WASHINGTON (Nov. 1, 2000) — Bridgestone/Firestone Inc. erred egregiously in not speaking up for itself initially when the crisis over tread separations in ATX and Wilderness AT tires on Ford Explorers began.
Because of this, it allowed Ford Motor Co. to take the lead with its message that BFS alone is responsible for the problems, according to corporate and legal media experts participating in an Oct. 26 panel discussion at the headquarters of the Washington Legal Foundation.
"The (Firestone) brand is probably dead," said John Hellerman, senior media relations specialist with Levick Strategic Communications, a Chicago-based legal communications firm. "Bridgestone (Corp.) probably will end up selling Firestone to another company who will change the name...then, over time, the American people will forget who the new company used to be."
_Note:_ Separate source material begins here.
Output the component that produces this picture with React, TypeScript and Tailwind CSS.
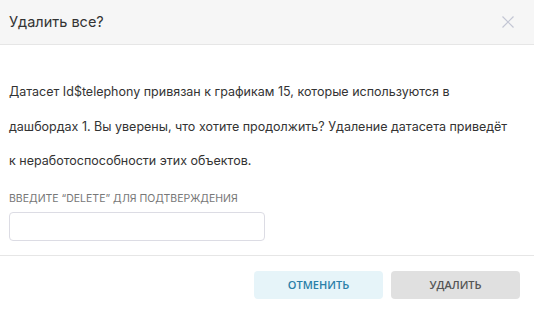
export default function App() {
  return (
    <div className="w-[534px] h-[310px] bg-white font-['Inter','Noto_Sans',sans-serif] text-[#333]">
      <div className="h-[45px] bg-[#f6f6f6] border-b border-[#e6e6e6] flex items-center justify-between pl-[9px] pr-[20px]">
        <h2 className="text-[14.5px] text-[#333]">Удалить все?</h2>
        <button className="text-[#c3c6d4]">
          <svg width="12" height="12" viewBox="0 0 12 12" fill="none" stroke="currentColor" strokeWidth="1.2">
            <path d="M0.5 0.5 L11.5 11.5 M11.5 0.5 L0.5 11.5" />
          </svg>
        </button>
      </div>

      <div className="px-[9px] pt-[30px]">
        <p className="text-[12.5px] leading-[34.5px] text-[#333]">
          Датасет Id$telephony привязан к графикам 15, которые используются в
          <br />
          дашбордах 1. Вы уверены, что хотите продолжить? Удаление датасета приведёт
          <br />
          к неработоспособности этих объектов.
        </p>
        <label className="block mt-[12px] text-[10.5px] text-[#777] uppercase">
          Введите “DELETE” для подтверждения
        </label>
        <input
          type="text"
          className="mt-[6px] block w-[256px] h-[29px] border border-[#dcdce4] rounded-[4px] outline-none"
        />
      </div>

      <div className="mt-[14px] border-t border-[#e6e6e6] flex justify-end gap-[8px] pt-[15px] pr-[14px] font-['Open_Sans',sans-serif]">
        <button className="w-[129px] h-[28px] rounded-[4px] bg-[#e6f4f9] text-[#2a7fa8] text-[11px] font-semibold">
          ОТМЕНИТЬ
        </button>
        <button className="w-[129px] h-[28px] rounded-[4px] bg-[#e0e0e0] text-[#555] text-[11px] font-semibold">
          УДАЛИТЬ
        </button>
      </div>
    </div>
  );
}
Barie Carmichael, vice president and executive director of corporate communications at Dow Corning Corp., said she wasn´t so sure she agreed with Hellerman about Firestone´s fate. "Firestone has got big-time heritage, and one of the largest tire distribution networks as well," she said.
But Mr. Hellerman and Ms. Carmichael agreed that public scrutiny is starting to turn toward other tire manufacturers, and those companies must prepare to deal with the scandal.
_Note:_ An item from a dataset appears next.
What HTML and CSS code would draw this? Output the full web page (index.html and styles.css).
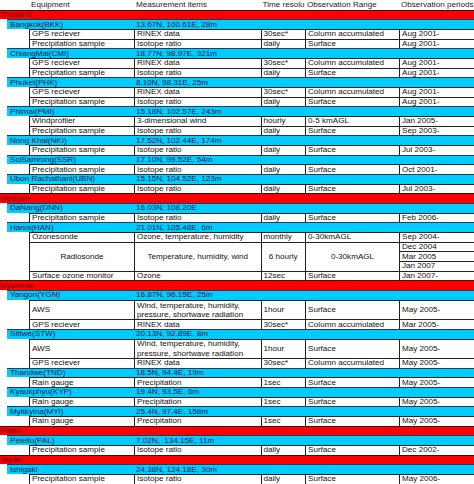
FILE: index.html
```html
<!DOCTYPE html>
<html>
<head>
<meta charset="utf-8">
<link rel="stylesheet" href="styles.css">
</head>
<body>
<div class="sheet">
  <div class="h hi"></div><div class="h">Equipment</div><div class="h">Measurement items</div><div class="h">Time resolu</div><div class="h">Observation Range</div><div class="h">Observation periods</div>

  <div class="country">Thailand</div>
  <div class="i1"></div><div class="stn">Bangkok(BKK)</div><div class="crd">13.67N, 100.61E, 28m</div>
  <div class="i2"></div><div class="c">GPS reciever</div><div class="c">RINEX data</div><div class="c">30sec*</div><div class="c">Column accumulated</div><div class="c">Aug 2001-</div>
  <div class="i2"></div><div class="c">Precipitation sample</div><div class="c">Isotope ratio</div><div class="c">daily</div><div class="c">Surface</div><div class="c">Aug 2001-</div>
  <div class="i1"></div><div class="stn">ChiangMai(CMI)</div><div class="crd">18.77N, 98.97E, 321m</div>
  <div class="i2"></div><div class="c">GPS reciever</div><div class="c">RINEX data</div><div class="c">30sec*</div><div class="c">Column accumulated</div><div class="c">Aug 2001-</div>
  <div class="i2"></div><div class="c">Precipitation sample</div><div class="c">Isotope ratio</div><div class="c">daily</div><div class="c">Surface</div><div class="c">Aug 2001-</div>
  <div class="i1"></div><div class="stn">Phuket(PHK)</div><div class="crd">8.10N, 98.31E, 25m</div>
  <div class="i2"></div><div class="c">GPS reciever</div><div class="c">RINEX data</div><div class="c">30sec*</div><div class="c">Column accumulated</div><div class="c">Aug 2001-</div>
  <div class="i2"></div><div class="c">Precipitation sample</div><div class="c">Isotope ratio</div><div class="c">daily</div><div class="c">Surface</div><div class="c">Aug 2001-</div>
  <div class="i1"></div><div class="stn">Phimai(PMI)</div><div class="crd">15.18N, 102.57E, 243m</div>
  <div class="i2"></div><div class="c">Windprofiler</div><div class="c">3-dimensional wind</div><div class="c">hourly</div><div class="c">0-5 kmAGL</div><div class="c">Jan 2005-</div>
  <div class="i2"></div><div class="c">Precipitation sample</div><div class="c">Isotope ratio</div><div class="c">daily</div><div class="c">Surface</div><div class="c">Sep 2003-</div>
  <div class="i1"></div><div class="stn">Nong Khai(NKI)</div><div class="crd">17.52N, 102.44E, 174m</div>
  <div class="i2"></div><div class="c">Precipitation sample</div><div class="c">Isotope ratio</div><div class="c">daily</div><div class="c">Surface</div><div class="c">Jul 2003-</div>
  <div class="i1"></div><div class="stn">SciSamrong(SSR)</div><div class="crd">17.10N, 99.52E, 54m</div>
  <div class="i2"></div><div class="c">Precipitation sample</div><div class="c">Isotope ratio</div><div class="c">daily</div><div class="c">Surface</div><div class="c">Oct 2001-</div>
  <div class="i1"></div><div class="stn">Ubon Rachathani(UBN)</div><div class="crd">15.15N, 104.52E, 123m</div>
  <div class="i2"></div><div class="c">Precipitation sample</div><div class="c">Isotope ratio</div><div class="c">daily</div><div class="c">Surface</div><div class="c">Jul 2003-</div>

  <div class="country">Vietnam</div>
  <div class="i1"></div><div class="stn">DaNang(DNN)</div><div class="crd">16.03N, 108.20E</div>
  <div class="i2"></div><div class="c">Precipitation sample</div><div class="c">Isotope ratio</div><div class="c">daily</div><div class="c">Surface</div><div class="c">Feb 2006-</div>
  <div class="i1"></div><div class="stn">Hanoi(HAN)</div><div class="crd">21.01N, 105.48E, 6m</div>
  <div class="i2"></div><div class="c">Ozonesonde</div><div class="c">Ozone, temperature, humidity</div><div class="c">monthly</div><div class="c">0-30kmAGL</div><div class="c">Sep 2004-</div>
  <div class="i2 r3"></div><div class="c r3 ctr">Radiosonde</div><div class="c r3 ctr">Temperature, humidity, wind</div><div class="c r3 ctr">6 hourly</div><div class="c r3 ctr">0-30kmAGL</div><div class="c">Dec 2004</div>
  <div class="c">Mar 2005</div>
  <div class="c">Jan 2007</div>
  <div class="i2"></div><div class="c">Surface ozone monitor</div><div class="c">Ozone</div><div class="c">12sec</div><div class="c">Surface</div><div class="c">Jan 2007-</div>

  <div class="country">Myanmar</div>
  <div class="i1"></div><div class="stn">Yangon(YGN)</div><div class="crd">16.87N, 96.15E, 25m</div>
  <div class="i2 r2"></div><div class="c r2">AWS</div><div class="c r2 two">Wind, temperature, humidity,<br>pressure, shortwave radiation</div><div class="c r2">1hour</div><div class="c r2">Surface</div><div class="c r2">May 2005-</div>
  <div class="i2"></div><div class="c">GPS reciever</div><div class="c">RINEX data</div><div class="c">30sec*</div><div class="c">Column accumulated</div><div class="c">Mar 2005-</div>
  <div class="i1"></div><div class="stn">Sittwe(STW)</div><div class="crd">20.13N, 92.89E, 8m</div>
  <div class="i2 r2"></div><div class="c r2">AWS</div><div class="c r2 two">Wind, temperature, humidity,<br>pressure, shortwave radiation</div><div class="c r2">1hour</div><div class="c r2">Surface</div><div class="c r2">May 2005-</div>
  <div class="i2"></div><div class="c">GPS reciever</div><div class="c">RINEX data</div><div class="c">30sec*</div><div class="c">Column accumulated</div><div class="c">May 2005-</div>
  <div class="i1"></div><div class="stn">Thandwe(TND)</div><div class="crd">18.5N, 94.4E, 19m</div>
  <div class="i2"></div><div class="c">Rain gauge</div><div class="c">Precipitation</div><div class="c">1sec</div><div class="c">Surface</div><div class="c">May 2005-</div>
  <div class="i1"></div><div class="stn">Kyaukphyu(KYP)</div><div class="crd">19.4N, 93.5E, 6m</div>
  <div class="i2"></div><div class="c">Rain gauge</div><div class="c">Precipitation</div><div class="c">1sec</div><div class="c">Surface</div><div class="c">May 2005-</div>
  <div class="i1"></div><div class="stn">Myitkyina(MYI)</div><div class="crd">25.4N, 97.4E, 158m</div>
  <div class="i2"></div><div class="c">Rain gauge</div><div class="c">Precipitation</div><div class="c">1sec</div><div class="c">Surface</div><div class="c">May 2005-</div>

  <div class="country">Palau</div>
  <div class="i1"></div><div class="stn">Peleliu(PAL)</div><div class="crd">7.02N,&nbsp; 134.15E, 11m</div>
  <div class="i2"></div><div class="c">Precipitation sample</div><div class="c">Isotope ratio</div><div class="c">daily</div><div class="c">Surface</div><div class="c">Dec 2002-</div>

  <div class="country">Japan</div>
  <div class="i1"></div><div class="stn">Ishigaki</div><div class="crd">24.38N, 124.18E, 30m</div>
  <div class="i2"></div><div class="c">Precipitation sample</div><div class="c">Isotope ratio</div><div class="c">daily</div><div class="c">Surface</div><div class="c">May 2006-</div>
</div>
</body>
</html>
```

FILE: styles.css
```css
html, body {
  margin: 0;
  padding: 0;
  background: #fff;
}

.sheet {
  display: grid;
  grid-template-columns: 7px 22px 105px 126.5px 44.5px 94px 1fr;
  grid-auto-rows: 9.68px;
  width: 474px;
  height: 484px;
  overflow: hidden;
  font-family: "Liberation Sans", Arial, sans-serif;
  font-size: 8.1px;
  line-height: 8px;
  color: #111;
}

.sheet > div {
  box-sizing: border-box;
  display: flex;
  align-items: center;
  white-space: nowrap;
  overflow: hidden;
}

.h {
  padding-left: 2px;
  color: #222;
}

.hi {
  grid-column: span 2;
}

.country {
  grid-column: 1 / -1;
  background: #ff0000;
  border-top: 1px solid #4a0000;
  color: #6a0000;
  padding-left: 0;
}

.i1 {
  grid-column: span 1;
}

.stn {
  grid-column: span 2;
  background: #00ccff;
  border-top: 1px solid #1d3d50;
  color: #0b1a44;
  padding-left: 3px;
}

.crd {
  grid-column: span 4;
  background: #00ccff;
  border-top: 1px solid #1d3d50;
  color: #0b1a44;
  padding-left: 2px;
}

.i2 {
  grid-column: span 2;
}

.c {
  border-top: 1px solid #222;
  border-left: 1px solid #222;
  padding-left: 2px;
  background: #fff;
}

.r2 {
  grid-row: span 2;
}

.r3 {
  grid-row: span 3;
}

.ctr {
  justify-content: center;
  padding-left: 0;
}

.two {
  line-height: 9.5px;
}
```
On the other hand, Catherine McCullough, research counsel for media relations at the Association for Trial Lawyers of America, insisted BFS and the tire industry deserve the trouble they´re in.
"The tire industry lobbied Congress to keep safety standards low, and that´s why we have tires that fall apart," Ms. McCullough said. "They have the technology to improve, but they didn´t do it."
The Ford-BFS situation is a prime example of an "oppositional crisis," such as that which overtook Dow Corning Corp.´s silicone-gel breast implants. That crisis began 10 years ago and is still ongoing, Ms. Carmichael said.
In an oppositional crisis, the controversy unwinds over the long term, with differing sides and the resolution "more a matter of finding common ground than one side winning and the other side losing," she said.
"They can´t keep tire gauges in stock these days," she added. "The public is becoming aware of those things called tires."
The industry needs to find a believable, neutral third party to convey the message of the complexity of tires to the public, Ms. Carmichael said.
In an oppositional crisis, it´s necessary for a company to organize immediately for the long term, including the formation of "a multifunctional team" to make decisions on the crisis and a separate group to manage the company.
Another important point, she explained, is not to let the opposition frame your position. "It´s a fatal flaw to get backed into saying what you´re against. Instead, say what you´re for."
Mr. Hellerman said BFS violated that point from the beginning.
"Bridgestone/Firestone´s head of public relations was formerly in the general counsel´s office, which unfortunately is probably why they kept quiet at first," he said. An attorney´s advice is to keep quiet, because what you say can be used against you, he added, whereas in a product safety crisis it is always better to be as open as possible to assuage the public´s unease.
"Firestone...has done almost everything wrong," Mr. Hellerman said. "Ford was doing commercials before Firestone even got off the ground. In an oppositional crisis, it is important not to let the opposition define the story, and Firestone really let that go."
The tire maker also erred by making one of its first public statements on the recall issue an apology. "The problem with this," he said, "is that when you apologize one day, and the next day there are new allegations, you get into a pattern of serial apologies, where you have to apologize each and every time. I would have waited until after the congressional testimony to apologize."
The Ford-Firestone issue gave Ms. McCullough an unusual opportunity to put the trial lawyers´ message out front. "In other cases, it´s a situation when reporters come to me after they already spoke to corporate PR," she said. And usually the message from corporate PR is that most lawsuits are frivolous, that class-actions should be curtailed, that lawyers keep most of the money while plaintiffs get almost nothing.
Actually, the average award for a product liability lawsuit is $40,000, and plaintiffs win only about half the time, she said. The U.S. legal system actually militates against frivolous lawsuits because they can take years to adjudicate and plaintiffs who lose get nothing.
"You have to prove some basic elements, and a lot of people don´t make it over that hurdle," she said. "People who like to sue—there´s something wrong with them. We´ve had more than 200 years of jurisprudence to weed these people out."